The Hoccleve Portrait of Chaucer


Thomas Hoccleve (born c. 1368, died c. 1450) knew Chaucer personally and claims (perhaps metaphorically) that Chaucer tried to teach him how to write verse (he adds, in a Chaucerian touch, "But I was dul, and lerned lite or naught"). His poems do indeed show the heavy influence of Chaucer; for a sample see his translation of Christine da Pisan's Epistle of Cupid (1402). In his Regiment of Princes (1412) he includes several passages in praise of Chaucer and the portrait reproduced above.

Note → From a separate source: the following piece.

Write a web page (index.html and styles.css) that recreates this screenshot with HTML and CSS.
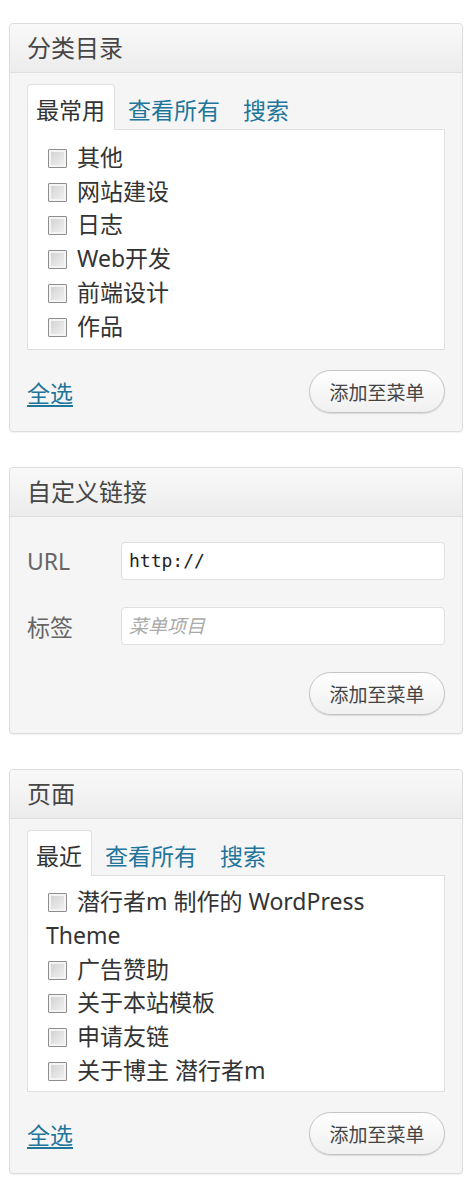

Here is a transcription of the text accompanying the portrait:

[On Previous page: O now thyn help and thy promocioun;
To god thy sone make a mocioun,]

How he thy servant was, mayden Marie,
And lat his love floure and fructifie.

Althogh his lyf be qweynt, the resemblance
Of him hath in me so fressh lyflynesse,
That to putte othir men in remembrance
Of his persone, I have heere his liknesse
Do make to this ende, in soothfastnesse --
That they that han of him lost thoght and mynde,
By this peynture may ageyn him fynde.

The ymages that in the chirches been
Maken folk thynke on god and on his seintes
Whan the ymages they beholde and seen;
Where ofte, unsighte of hem causith restreyntes
Of thoghtes goode; whan a thyng depeynt is
Or entaillid, if men take of it heede,
Thoght of the liknesse it wole in hem breede.